## Task to carry out:
Only the lines from the start of the data below through the line that contains "const channels = [1, 2, 3, 4, 5, 6].map((n)" are to be copied, exactly and without pictures.
☆ ☆ ☆ ☆ ☆
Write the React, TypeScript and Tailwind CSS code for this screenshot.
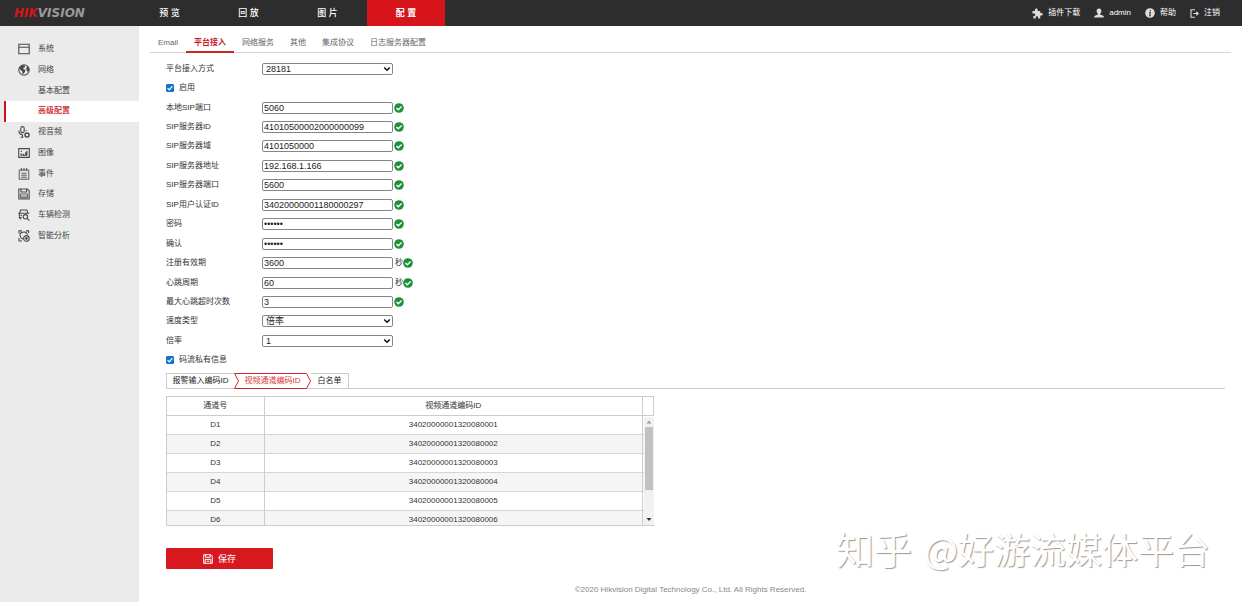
import type { ReactNode } from "react";

const menu = [
  { label: "系统", icon: "system" },
  { label: "网络", icon: "network" },
  { label: "基本配置" },
  { label: "高级配置", active: true },
  { label: "视音频", icon: "video" },
  { label: "图像", icon: "image" },
  { label: "事件", icon: "event" },
  { label: "存储", icon: "storage" },
  { label: "车辆检测", icon: "vehicle" },
  { label: "智能分析", icon: "smart" },
];

const tabs = ["Email", "平台接入", "网络服务", "其他", "集成协议", "日志服务器配置"];

const fields = [
  { id: "port", label: "本地SIP端口", value: "5060" },
  { id: "server-id", label: "SIP服务器ID", value: "41010500002000000099" },
  { id: "domain", label: "SIP服务器域", value: "4101050000" },
  { id: "address", label: "SIP服务器地址", value: "192.168.1.166" },
  { id: "server-port", label: "SIP服务器端口", value: "5600" },
  { id: "user-id", label: "SIP用户认证ID", value: "34020000001180000297" },
  { id: "password", label: "密码", value: "123456", type: "password" },
  { id: "confirm", label: "确认", value: "123456", type: "password" },
  { id: "expiry", label: "注册有效期", value: "3600", unit: "秒" },
  { id: "heartbeat", label: "心跳周期", value: "60", unit: "秒" },
  { id: "timeouts", label: "最大心跳超时次数", value: "3" },
];

const channels = [1, 2, 3, 4, 5, 6].map((n) => ({ no: `D${n}`, code: `3402000000132008000${n}` }));

function MenuIcon({ name }: { name: string }) {
  return (
    <svg viewBox="0 0 12 12" className="size-3" fill="none" stroke="#4a4a4a" strokeWidth="1.1" aria-hidden="true">
      {name === "system" && <path d="M.8 1.3h10.4v9.4H.8zM.8 4.2h10.4" />}
      {name === "network" && (
        <>
          <circle cx="6" cy="6" r="5.2" />
          <path d="M1.4 3.4 4.6 1l2.6.4-.4 1.8-1.6.8.6 1.2 1.6.6-.4 2-1.6 2.2-1-.4-.2-2.4-2-1.400zM8.6 3l1.6-.2 1 2.4-.8 2.6-1.400-.6-.8-2z" fill="#4a4a4a" stroke="none" />
        </>
      )}
      {name === "video" && (
        <>
          <rect x="2.8" y=".6" width="3.4" height="6" rx="1.7" />
          <path d="M.9 4.6c0 2.6 1.4 4 3.6 4M8.2 4v1M4.5 8.6v2.6M2.4 11.2h3" />
          <circle cx="9" cy="9" r="2" strokeWidth="1.5" />
        </>
      )}
      {name === "image" && (
        <>
          <path d="M.7 1.6h10.6v8.8H.7z" />
          <path d="M2.400 8.800V6.600h1.400v1.200h1V6.800h1.400v1h1V5.400l2.200-1.800v5.200z" fill="#4a4a4a" stroke="none" />
          <circle cx="3.4" cy="4.2" r=".7" fill="#4a4a4a" stroke="none" />
        </>
      )}
      {name === "event" && <path d="M1.2 2h9.6v9.2H1.2zM3.4 0v3M6 0v3M8.6 0v3M3.2 5.2h5.6M3.2 7.2h5.6M3.2 9.2h5.6" strokeWidth=".9" />}
      {name === "storage" && (
        <>
          <path d="M.8 1h8.6l1.8 1.8V11H.8zM3 1v3h5.6V1" />
          <path d="M2.4 6h7.2v3.8H2.4zM4 9.6V7.4M6 9.6V7.4M8 9.6V7.4" strokeWidth=".9" />
        </>
      )}
      {name === "vehicle" && (
        <>
          <path d="M3.8 8.6H1.4V4.8L2.6 1h6.2L10 4.2M.2 4.2h11M2.2 8.6v1.8M2.6 6.4h1.2" />
          <circle cx="7.4" cy="7.8" r="2.2" />
          <path d="m9 9.4 2.4 2.2" />
        </>
      )}
      {name === "smart" && (
        <>
          <path d="M4 .9H1v2.6M8 .9h2.6v2.2M1 8v3h3M3.6 2.2C1.2 4 1.4 7.6 5 9.2M3.4 2.8c2.6-1.6 5-.8 6.2 1.6" />
          <circle cx="8.4" cy="8.4" r="2.8" />
          <circle cx="8.4" cy="8.4" r=".8" fill="#4a4a4a" />
        </>
      )}
    </svg>
  );
}

function SaveIcon() {
  return (
    <svg viewBox="0 0 10 10" className="size-[10px]" fill="none" stroke="#fff" aria-hidden="true">
      <path d="M.7.7h7.2l1.4 1.4v7.2H.7zM2.6.7v2.6h4.6V.7M2.2 9.2V5.4h5.6v3.8M3.6 7.2h2.8" />
    </svg>
  );
}

function Ok() {
  return (
    <svg viewBox="0 0 10 10" className="size-[10px]" role="img" aria-label="OK">
      <circle cx="5" cy="5" r="4.8" fill="#1f9038" />
      <path d="m2.5 5 1.8 1.8L7.6 3.5" fill="none" stroke="#fff" strokeWidth="1.4" />
    </svg>
  );
}

function Check({ id, label }: { id: string; label: string }) {
  return (
    <div className="flex items-center gap-[5px]">
      <span className="relative flex size-2">
        <input id={id} type="checkbox" defaultChecked className="peer size-2 appearance-none rounded-[1px] border border-[#767676] bg-white checked:border-[#1b6fd0] checked:bg-[#1b6fd0]" />
        <svg viewBox="0 0 8 8" className="pointer-events-none absolute inset-0 hidden size-2 peer-checked:block" fill="none" stroke="#fff" strokeWidth="1.2">
          <path d="m1.6 4.1 1.7 1.7 3.1-3.6" />
        </svg>
      </span>
      <label htmlFor={id}>{label}</label>
    </div>
  );
}

function Row({ id, label, children }: { id: string; label: string; children: ReactNode }) {
  return (
    <div className="flex items-center">
      <label htmlFor={id} className="w-24 shrink-0">{label}</label>
      {children}
    </div>
  );
}

function Select({ id, value }: { id: string; value: string }) {
  return (
    <span className="relative flex">
      <select id={id} className="h-3 w-[131px] appearance-none rounded-[2px] border border-[#858585] bg-white pl-[3px] text-[9px] leading-[10px] text-[#222]">
        <option>{value}</option>
      </select>
      <svg viewBox="0 0 8 6" className="pointer-events-none absolute top-[3px] right-[2px] h-[6px] w-2" fill="none" stroke="#111" strokeWidth="1.5">
        <path d="m1.2 1.5 2.8 2.8 2.8-2.8" />
      </svg>
    </span>
  );
}

function Header() {
  return (
    <header className="flex h-[26px] bg-[#2d2d2d] text-white">
      <div className="flex w-[130px] items-center pl-[14px] font-['DejaVu_Sans'] text-[12px] font-bold italic">
        <span className="text-[#d7141a]">HIK</span>
        <span className="text-[#9a9a9a]">VISION</span>
      </div>
      <nav className="flex text-[9px] font-medium">
        {["预 览", "回 放", "图 片", "配 置"].map((item) => (
          <a key={item} href="#" className={item === "配 置" ? "flex w-[78px] items-center justify-center bg-[#d7141a] font-bold" : "flex w-[79px] items-center justify-center"}>
            {item}
          </a>
        ))}
      </nav>
      <div className="ml-auto flex items-center gap-[14px] pr-[22px]">
        <a href="#" className="flex items-center gap-[5px]">
          <svg viewBox="0 0 24 24" className="size-[11px]" fill="#ddd">
            <path d="M9.5 1a3 3 0 0 1 3 3v2.500H18V11h2.500a2.800 2.800 0 0 1 0 5.600H18V23h-4.500v-2.200a2.700 2.700 0 0 0-5.400 0V23H3v-5.500h1.500a2.700 2.700 0 0 0 0-5.500H1V6.500h5.500V4a3 3 0 0 1 3-3z" />
          </svg>
          插件下载
        </a>
        <a href="#" className="flex items-center gap-[5px]">
          <svg viewBox="0 0 10 10" className="size-[10px]" fill="#ddd">
            <path d="M5 .4c1.500 0 2.400 1 2.400 2.500 0 1.100-.5 2.200-1.300 2.800v.9l3.600 1.300v1.600H.3V7.900l3.600-1.300v-.9C3.100 5.100 2.600 4 2.600 2.900 2.600 1.400 3.500.4 5 .4z" />
          </svg>
          admin
        </a>
        <a href="#" className="flex items-center gap-[5px]">
          <svg viewBox="0 0 10 10" className="size-[10px]">
            <circle cx="5" cy="5" r="4.8" fill="#ddd" />
            <path d="M5.4 2v1.2M4.2 4.500h1L4.700 7.800h1" fill="none" stroke="#2d2d2d" strokeWidth="1.1" />
          </svg>
          帮助
        </a>
        <a href="#" className="flex items-center gap-[5px]">
          <svg viewBox="0 0 9 9" className="size-[9px]" fill="none" stroke="#ddd" strokeWidth="1.1">
            <path d="M5 .8H1v7.400h4M3.400 4.500h4.800M6.300 2.700l1.900 1.800-1.900 1.800" />
          </svg>
          注销
        </a>
      </div>
    </header>
  );
}

function Sidebar() {
  return (
    <aside className="w-[139px] shrink-0 bg-[#ebebeb] pt-[13px]">
      <ul className="grid h-[207px] auto-rows-fr">
        {menu.map((item) => (
          <li key={item.label} className="flex">
            <a
              href="#"
              className={
                item.active
                  ? "ml-1 flex flex-1 items-center border-l-2 border-[#c8161d] bg-white pl-3 font-medium text-[#c8161d]"
                  : "flex flex-1 items-center pl-[18px] text-[#444]"
              }
            >
              <span className="w-5">{item.icon && <MenuIcon name={item.icon} />}</span>
              {item.label}
            </a>
          </li>
        ))}
      </ul>
    </aside>
  );
}

function StepTabs() {
  return (
    <div className="mr-[6px] flex h-4 border-b border-[#ccc]">
      <button className="h-4 w-[68px] border border-r-0 border-[#ccc] text-[#222]">报警输入编码ID</button>
      <button className="relative h-4 w-[77px] text-[#d23c40]">
        <svg viewBox="0 0 77 16" className="absolute inset-0 h-4 w-[77px]" fill="none" stroke="#c8262b">
          <path d="M.5.5H72.5L76.5 8l-4 7.5H.5L4.5 8z" />
        </svg>
        视频通道编码ID
      </button>
      <button className="h-4 w-[38px] border border-l-0 border-[#ccc] text-[#222]">白名单</button>
    </div>
  );
}

function ChannelTable() {
  return (
    <div className="relative mt-[7px] h-[130px] w-[489px] overflow-hidden border border-[#ccc] border-r-transparent">
      <table className="w-full table-fixed border-collapse text-center">
        <colgroup>
          <col className="w-[97px]" />
          <col />
          <col className="w-[11px]" />
        </colgroup>
        <thead>
          <tr className="h-[18px] border-b border-[#ccc]">
            <th className="border-r border-[#ccc] font-normal">通道号</th>
            <th className="border-r border-[#ccc] font-normal">视频通道编码ID</th>
            <th className="border-r border-[#ccc]" />
          </tr>
        </thead>
        <tbody>
          {channels.map((channel) => (
            <tr key={channel.no} className="h-[19px] border-b border-[#d5d5d5] even:bg-[#f5f5f5]">
              <td className="border-r border-[#ccc]">{channel.no}</td>
              <td className="border-r border-[#ccc]">{channel.code}</td>
              <td />
            </tr>
          ))}
        </tbody>
      </table>
      <div className="absolute top-5 right-0 bottom-0 flex w-[10px] flex-col items-center bg-[#f1f1f1]">
        <svg viewBox="0 0 10 10" className="size-[10px]" fill="#999">
          <path d="m5 3.5 2.5 3h-5z" />
        </svg>
        <div className="h-[63px] w-2 bg-[#c1c1c1]" />
        <svg viewBox="0 0 10 10" className="mt-auto size-[10px]" fill="#333">
          <path d="m5 6 2.5-3h-5z" />
        </svg>
      </div>
    </div>
  );
}

export default function App() {
  return (
    <div className="relative flex min-h-screen flex-col bg-white font-['Liberation_Sans','Noto_Sans_CJK_SC',sans-serif] text-[8px] leading-3 text-[#333]">
      <Header />
      <div className="flex flex-1">
        <Sidebar />
        <main className="flex min-w-0 flex-1 flex-col px-[11px]">
          <nav className="flex h-[27px] items-end border-b border-[#d5d5d5] text-[#666]">
            {tabs.map((tab) => (
              <a
                key={tab}
                href="#"
                className={
                  tab === "平台接入"
                    ? "-mb-px h-4 border-b-2 border-[#c8262b] px-2 font-bold text-[#c8161d]"
                    : "h-[15px] px-2"
                }
              >
                {tab}
              </a>
            ))}
          </nav>
          <div className="pt-[6px] pl-4">
            <form className="grid h-[311px] auto-rows-fr">
              <Row id="mode" label="平台接入方式">
                <Select id="mode" value="28181" />
              </Row>
              <Check id="enable" label="启用" />
              {fields.map((field) => (
                <Row key={field.id} id={field.id} label={field.label}>
                  <input
                    id={field.id}
                    type={field.type ?? "text"}
                    defaultValue={field.value}
                    className="mr-px h-3 w-[131px] rounded-[2px] border border-[#858585] px-px text-[9px] leading-[10px] text-[#222]"
                  />
                  {field.unit && <span className="pl-px">{field.unit}</span>}
                  <Ok />
                </Row>
              ))}
              <Row id="speed" label="速度类型">
                <Select id="speed" value="倍率" />
              </Row>
              <Row id="rate" label="倍率">
                <Select id="rate" value="1" />
              </Row>
              <Check id="private" label="码流私有信息" />
            </form>
            <div className="mt-[3px]">
              <StepTabs />
            </div>
            <ChannelTable />
            <button className="mt-[22px] flex h-[21px] w-[107px] items-center justify-center gap-[5px] rounded-[1px] bg-[#d7191f] text-[9px] text-white">
              <SaveIcon />
              保存
            </button>
          </div>
          <footer className="mt-auto pb-[6px] text-center text-[#888]">
            ©2020 Hikvision Digital Technology Co., Ltd. All Rights Reserved.
          </footer>
        </main>
      </div>
      <div className="pointer-events-none absolute right-8 bottom-8 flex gap-3 font-['Noto_Sans_CJK_SC',sans-serif] text-[36px] leading-[44px] text-white [text-shadow:1px_1px_1px_#999]">
        <span className="text-[38px]">知乎</span>
        <span>@好游流媒体平台</span>
      </div>
    </div>
  );
}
☆ ☆ ☆ ☆ ☆
## Task solution:
Write the React, TypeScript and Tailwind CSS code for this screenshot.
import type { ReactNode } from "react";

const menu = [
  { label: "系统", icon: "system" },
  { label: "网络", icon: "network" },
  { label: "基本配置" },
  { label: "高级配置", active: true },
  { label: "视音频", icon: "video" },
  { label: "图像", icon: "image" },
  { label: "事件", icon: "event" },
  { label: "存储", icon: "storage" },
  { label: "车辆检测", icon: "vehicle" },
  { label: "智能分析", icon: "smart" },
];

const tabs = ["Email", "平台接入", "网络服务", "其他", "集成协议", "日志服务器配置"];

const fields = [
  { id: "port", label: "本地SIP端口", value: "5060" },
  { id: "server-id", label: "SIP服务器ID", value: "41010500002000000099" },
  { id: "domain", label: "SIP服务器域", value: "4101050000" },
  { id: "address", label: "SIP服务器地址", value: "192.168.1.166" },
  { id: "server-port", label: "SIP服务器端口", value: "5600" },
  { id: "user-id", label: "SIP用户认证ID", value: "34020000001180000297" },
  { id: "password", label: "密码", value: "123456", type: "password" },
  { id: "confirm", label: "确认", value: "123456", type: "password" },
  { id: "expiry", label: "注册有效期", value: "3600", unit: "秒" },
  { id: "heartbeat", label: "心跳周期", value: "60", unit: "秒" },
  { id: "timeouts", label: "最大心跳超时次数", value: "3" },
];

const channels = [1, 2, 3, 4, 5, 6].map((n) => ({ no: `D${n}`, code: `3402000000132008000${n}` }));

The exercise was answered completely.